The fact that I now had a son and a little more experience in life, helped me with my despair. In my second trip to the world I focused more on money and quickly learned that truly the love of money is the root of all evil [I Tim. 6:10]. I say this because the love of money trips you up and makes you a slave to it whether you become rich or not because you become addicted to it.

Five to seven years later, I felt compassion for my parents for they were growing old and with my brother out of the Watchtower and now my sister (the youngest) was also out. I gave the Watchtower another try; this way I could be close to them and help them for I saw their sorrow.

My second wife’s resistance to the organization changed to conformity to the point where she became a publisher door-to-door. Troubles, trials and tribulations in our marriage once more proved to be too much for me. I left her and the organization this time never to return ever, ever again.

For while all this was going on my faith in the teachings of the Watchtower were rocked yet again. But this time and for the first time I felt this was not because of my doing. I was older and had become more aware due to my experiences. Something didn’t feel right this time around.

I finally realized that I was not the only black sheep that had ever existed. My eyes were opened to the fact that lots and lots of lost families in the congregations were going through or had been through worse things.

Since I had learned to have an open mind I remembered reading the Watchtower magazine and it saying things that were not consistent with Scripture in many areas. This is why my faith in the teachings of the Watchtower soon withered again.

By now I was old enough to realize that religion had destroyed my family for years—not me, not my brothers, not my parents. Time passed and I met a beautiful woman that I dated for five years. I married her and have been happily in love for 11 years to date.

My wife will testify that even though I always believed in God, I didn’t want to know anything about religion. Seeing how little knowledge she has about the Bible and yet has such big godly qualities woke up in me the questions:

Could God be somewhere else aside from the organization?

Why is my wife’s family so united and loving if they don’t even know what Psalms 83:18 says?

Where is this love coming from if they hardly ever go to church?

My sister had already come back to the organization and now my brother had decided to come back recently. So I said to myself, my father is in, my mother is in, my brothers are in, all that’s left is me. What do I do?

Well, I prayed to God and decided to put my faith in the teachings of the Watchtower to the test. I thought this way because into my life came a text I had never read before that said to test the spirits [I Jn 4:1]. So I came up with the idea to just read the Bible and see where it would take me, but not the New World Translation, the Jehovah’s Witnesses’ Bible.
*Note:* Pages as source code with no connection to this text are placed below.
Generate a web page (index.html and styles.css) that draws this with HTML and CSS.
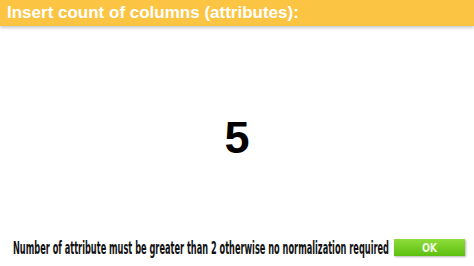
FILE: index.html
```html
<!DOCTYPE html>
<html lang="en">
<head>
  <meta charset="UTF-8" />
  <title>Attributes</title>
  <link rel="stylesheet" href="styles.css">
</head>
<body>
  <header class="title-bar">Insert count of columns (attributes):</header>

  <main class="value-area">
    <div class="value">5</div>
  </main>

  <footer class="note-row">
    <p class="note"><span class="squeeze">Number of attribute must be greater than 2 otherwise no normalization required</span></p>
    <button class="ok-btn"><span class="squeeze">OK</span></button>
  </footer>
</body>
</html>
```

FILE: styles.css
```css
body {
  margin: 0;
  width: 474px;
  height: 266px;
  background: #fff;
  font-family: "Liberation Sans", Arial, sans-serif;
  display: flex;
  flex-direction: column;
  overflow: hidden;
}

.title-bar {
  height: 26px;
  line-height: 26px;
  padding-left: 7px;
  background: #fcc443;
  color: #fff;
  font-size: 17px;
  font-weight: bold;
  box-shadow: 0 2px 3px rgba(0, 0, 0, 0.2);
}

.value-area {
  flex-grow: 1;
  display: flex;
  justify-content: center;
  padding-top: 86px;
}

.value {
  font-size: 45px;
  font-weight: bold;
  color: #000;
  line-height: 52px;
  height: 52px;
}

.note-row {
  display: flex;
  align-items: center;
  padding: 0 9px 9px 13px;
  height: 19px;
}

.note {
  margin: 0;
  width: 378px;
  flex-shrink: 0;
  overflow: hidden;
  font-family: "DejaVu Sans Condensed", "DejaVu Sans", sans-serif;
  font-weight: bold;
  font-size: 17px;
  color: #111;
  white-space: nowrap;
}

.squeeze {
  display: inline-block;
  transform: scaleX(0.537);
  transform-origin: left center;
}

.ok-btn {
  margin-left: auto;
  width: 71px;
  height: 17px;
  padding: 0;
  border: none;
  background: linear-gradient(#8fdc3a, #5cbf10);
  color: #eef8e0;
  font-family: "DejaVu Sans Condensed", sans-serif;
  font-weight: bold;
  font-size: 13px;
  box-shadow: 1px 1px 2px rgba(0, 0, 0, 0.3);
}

.ok-btn .squeeze {
  transform-origin: center;
  transform: scaleX(0.8);
}
```
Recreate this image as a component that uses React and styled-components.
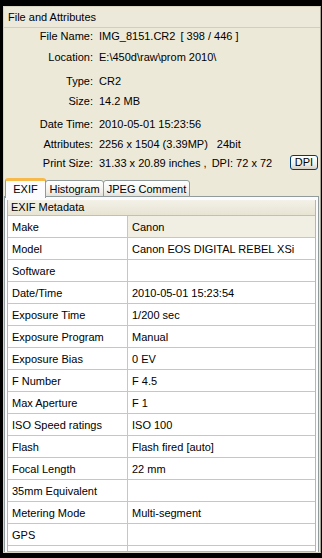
import React from "react";
import styled, { createGlobalStyle } from "styled-components";

const Global = createGlobalStyle`
  html, body { margin: 0; padding: 0; background: #000; }
  body { font-family: "Liberation Sans", Arial, sans-serif; font-size: 11px; color: #000; }
  * { box-sizing: border-box; }
`;

const Window = styled.div`
  margin: 6px 1px 0 3px;
  width: 318px;
  height: 547px;
  background: #ece9d8;
  border: 1px solid #d8d4c4;
  border-right-color: #a6a292;
  display: flex;
  flex-direction: column;
  overflow: hidden;
`;

const SectionTitle = styled.div`
  height: 21px;
  line-height: 21px;
  padding-left: 4px;
  border-bottom: 1px solid #d2cebf;
  background: #ede9da;
`;

const InfoRow = styled.div`
  display: grid;
  grid-template-columns: 89px 1fr auto;
  column-gap: 6px;
  height: 16px;
  line-height: 17px;
  margin-top: ${(p) => p.$gap}px;
  padding-right: 2px;
  white-space: pre;
`;

const Label = styled.span`
  text-align: right;
`;

const Value = styled.span`
  overflow: hidden;
`;

const Spacer = styled.span`
  display: inline-block;
  width: ${(p) => p.$w}px;
`;

const Button = styled.button`
  width: 28px;
  height: 15px;
  padding: 0;
  font: inherit;
  line-height: 13px;
  border: 1px solid #003c74;
  border-radius: 3px;
  background: linear-gradient(#ffffff, #f0f0ea 60%, #d6d0c5);
  color: #000;
`;

const TabStrip = styled.div`
  display: flex;
  align-items: flex-end;
  margin-top: 6px;
  padding-left: 1px;
  height: 20px;
  position: relative;
  z-index: 1;
`;

const Tab = styled.div`
  height: ${(p) => (p.$active ? 20 : 17)}px;
  width: ${(p) => p.$w}px;
  line-height: ${(p) => (p.$active ? 15 : 14)}px;
  padding-top: 1px;
  text-align: center;
  border: 1px solid #919b9c;
  border-bottom: ${(p) => (p.$active ? "none" : "1px solid #919b9c")};
  border-top: ${(p) => (p.$active ? "3px solid #f7b94a" : "1px solid #919b9c")};
  border-radius: 3px 3px 0 0;
  background: ${(p) => (p.$active ? "#fcfcfe" : "linear-gradient(#ffffff, #f1f0ea 70%, #e3e1d8)")};
  margin-left: ${(p) => (p.$active ? 0 : -1)}px;
  margin-bottom: ${(p) => (p.$active ? -1 : 0)}px;
`;

const TabPanel = styled.div`
  margin: -1px 1px 0 0;
  flex: 1;
  border: 1px solid #919b9c;
  border-bottom: none;
  background: #fcfcfe;
  padding: 3px 2px 0 2px;
  display: flex;
  flex-direction: column;
  overflow: hidden;
`;

const Table = styled.div`
  flex: 1;
  background: #fff;
  border-left: 1px solid #b5b5b5;
  border-right: 1px solid #b5b5b5;
  border-bottom: 1px solid #b5b5b5;
  overflow: hidden;
`;

const TableHeader = styled.div`
  height: 16px;
  line-height: 15px;
  padding-left: 3px;
  background: linear-gradient(#f3f1e8, #e8e4d3);
  border-bottom: 1px solid #c4c0b0;
`;

const Row = styled.div`
  display: grid;
  grid-template-columns: 120px 1fr;
  height: 22px;
  border-bottom: 1px solid #c6c6c6;
`;

const Cell = styled.div`
  line-height: 21px;
  padding: 1px 0 0 4px;
  white-space: nowrap;
  overflow: hidden;
  background: ${(p) => (p.$focus ? "#f1efe3" : "#fff")};
  border-right: ${(p) => (p.$first ? "1px solid #c6c6c6" : "none")};
`;

const info = [
  { label: "File Name:", gap: 0, value: <>IMG_8151.CR2<Spacer $w={5} />[ 398 / 446 ]</> },
  { label: "Location:", gap: 5, value: "E:\\450d\\raw\\prom 2010\\" },
  { label: "Type:", gap: 8, value: "CR2" },
  { label: "Size:", gap: 4, value: "14.2 MB" },
  { label: "Date Time:", gap: 7, value: "2010-05-01 15:23:56" },
  { label: "Attributes:", gap: 4, value: <>2256 x 1504 (3.39MP)<Spacer $w={9} />24bit</> },
];

const rows = [
  ["Make", "Canon"],
  ["Model", "Canon EOS DIGITAL REBEL XSi"],
  ["Software", ""],
  ["Date/Time", "2010-05-01 15:23:54"],
  ["Exposure Time", "1/200 sec"],
  ["Exposure Program", "Manual"],
  ["Exposure Bias", "0 EV"],
  ["F Number", "F 4.5"],
  ["Max Aperture", "F 1"],
  ["ISO Speed ratings", "ISO 100"],
  ["Flash", "Flash fired [auto]"],
  ["Focal Length", "22 mm"],
  ["35mm Equivalent", ""],
  ["Metering Mode", "Multi-segment"],
  ["GPS", ""],
  ["", ""],
];

export default function App() {
  return (
    <>
      <Global />
      <Window>
        <SectionTitle>File and Attributes</SectionTitle>
        {info.map((r) => (
          <InfoRow key={r.label} $gap={r.gap}>
            <Label>{r.label}</Label>
            <Value>{r.value}</Value>
            <span />
          </InfoRow>
        ))}
        <InfoRow $gap={3}>
          <Label>Print Size:</Label>
          <Value>31.33 x 20.89 inches ,<Spacer $w={5} />DPI: 72 x 72</Value>
          <Button>DPI</Button>
        </InfoRow>
        <TabStrip>
          <Tab $active $w={41}>EXIF</Tab>
          <Tab $w={59}>Histogram</Tab>
          <Tab $w={87}>JPEG Comment</Tab>
        </TabStrip>
        <TabPanel>
          <Table>
            <TableHeader>EXIF Metadata</TableHeader>
            {rows.map(([k, v], i) => (
              <Row key={i}>
                <Cell $first>{k}</Cell>
                <Cell $focus={i === 0}>{v}</Cell>
              </Row>
            ))}
          </Table>
        </TabPanel>
      </Window>
    </>
  );
}
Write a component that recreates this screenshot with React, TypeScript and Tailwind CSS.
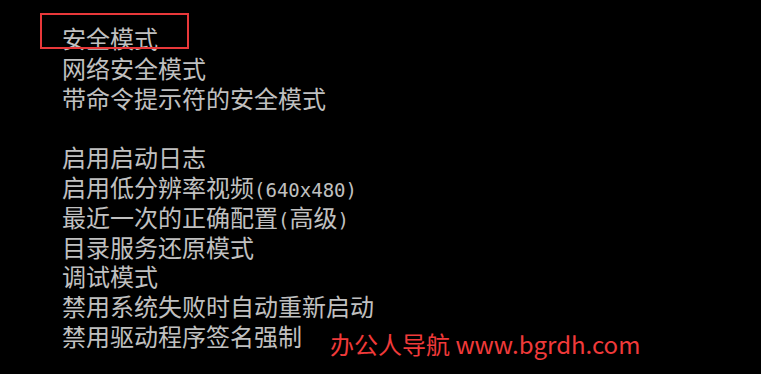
import React from 'react';

const items: (string | null)[] = [
  '安全模式',
  '网络安全模式',
  '带命令提示符的安全模式',
  null,
  '启用启动日志',
  '启用低分辨率视频|(640x480)',
  '最近一次的正确配置|(|高级|)',
  '目录服务还原模式',
  '调试模式',
  '禁用系统失败时自动重新启动',
  '禁用驱动程序签名强制',
];

const cjk = { fontFamily: '"Noto Sans CJK SC", sans-serif' };

const Ascii = ({ children }: { children: React.ReactNode }) => (
  <span className="font-['DejaVu_Sans_Mono',monospace] text-[19px] leading-none">{children}</span>
);

export default function App() {
  return (
    <div className="relative w-[761px] h-[374px] bg-black overflow-hidden" style={cjk}>
      <div className="flex flex-col pl-[62px] pt-[23px] text-[24px] text-[#c0c0c0]">
        {items.map((item, i) => {
          if (item === null) return <div key={i} className="h-[29.8px]" />;
          const parts = item.split('|');
          return (
            <div key={i} className="h-[29.8px] leading-[29.8px] whitespace-nowrap overflow-visible">
              {parts.map((p, j) =>
                /^[\x00-\x7f]+$/.test(p) ? <Ascii key={j}>{p}</Ascii> : <span key={j}>{p}</span>
              )}
            </div>
          );
        })}
      </div>

      {/* highlight box */}
      <div className="absolute left-[40px] top-[13px] w-[149px] h-[36px] border-2 border-[#e8383a]" />

      {/* watermark */}
      <div className="absolute left-[330px] top-[329px] text-[24px] leading-[30px] text-[#f03a3a] whitespace-nowrap">
        办公人导航 www.bgrdh.com
      </div>
    </div>
  );
}
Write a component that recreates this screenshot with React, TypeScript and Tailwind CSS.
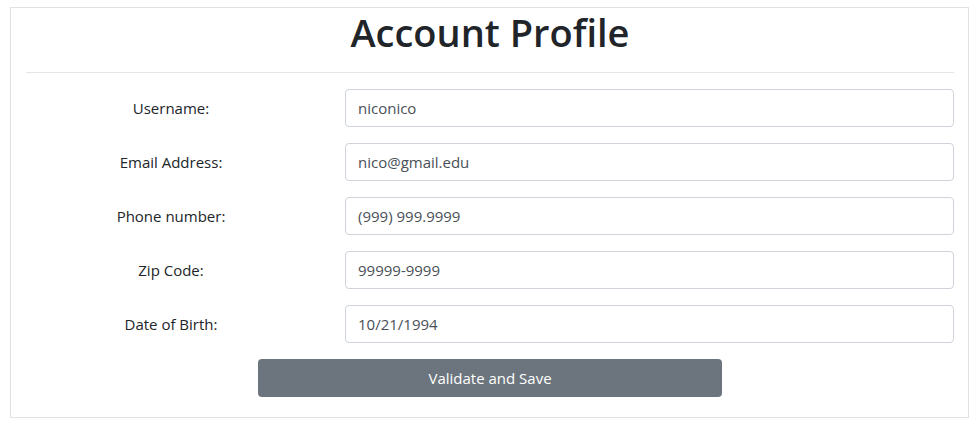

I decided to read the Catholic Bible my wife had in her son’s room. I remember praying to God asking him to show me the truth. I started to read this Good News Bible with the Deuterocanonicals/Apocrypha included which I was taught were not holy because the books in it were not written under Holy Spirit.

To my surprise I did feel the Holy Spirit of God. The introduction to this Bible admits, recognizes and points out what these books are. It asks the reader to do as he pleases, whether to read them or not. That humble statement made me want to read more.

The more I read the more my faith in the teachings of the Bible began to change for the first time in my life. I started to feel my faith growing in my relationship with Jesus. The feeling was so overwhelming I felt compelled to search for churches that would speak of Him.

I knew I would not find him in the Jehovah’s Witness organization because after a while, and after having read this in the Bible, I felt this overwhelming desire to eat of His flesh and drink of His blood [figuratively, i.e., take communion]. I did not know why I felt this; I just know that I did.

My search took me to a Church of Christ where for the first time I ate and drank of His body [took communion, see 1 Cor. 11:23-29]. I felt so at ease. So much at ease. It felt like walking into a sound barrier room and all I could hear was my voice saying “Thank you, Jesus, thank You for finding me.”

Still I felt my journey had not ended. The battle within my conscience reminded me of my faith in the teachings of the Watchtower for 48 years. I was in constant battle with what I was feeling in my soul for a month. I prayed to God for conviction and kept reading the Bible.

This past December 2013 we went to the mountains on vacation. In the heart of Gatlinburg, Tennessee, there’s a place called Christ in the Smokies Museum and Gardens. Throughout the whole place the theme is I Chronicles 16:11: “Seek the Lord and His strength; seek His face continually.”

I felt God had spoken to me. All my life I was taught by the Watchtower that no one can ever see God. Yet I must “seek His face continually.” Intimately I remembered I had been taught that Jesus is the Image of God.

When I got back home to Miami, I diligently searched on the Internet for anything that would lead me to Christ, praying to God to show me His face. On the website, Witnesses Now for Jesus, the title Back Door to Jesus got my attention.

As I started to watch this video and read from the Scriptures, tears began to flow from my eyes. I could not even finish half way through the video when I fell to my knees, face to the ground and confessed my sins because I saw the face of Christ my Lord and my Savior staring right back at me. I knew then that He had always been with me. He had given me the conviction I needed. Blessed be His Name, God Almighty, Jesus Christ!

After I gathered myself together, that evening when my lovely wife got home, I asked her to help me find you guys [those ministering to former Jehovah’s Witnesses]. One phone call lead to many phone calls and one embrace of love led me here today [to the Make Sure Ministries Support Group meeting].

I thank the evidence through your testimonies and the witness through your testimonies about and for Jesus that I am here today. But most of all I thank You, Jesus. Glory be to Him, my Lord, my Savior, my God Almighty, Jesus Christ. Amen.

—January 2014

NOTE:  In October of 2015, Abel told his story at the Witnesses Now for Jesus Convention in New Ringgold, Pennsylvania.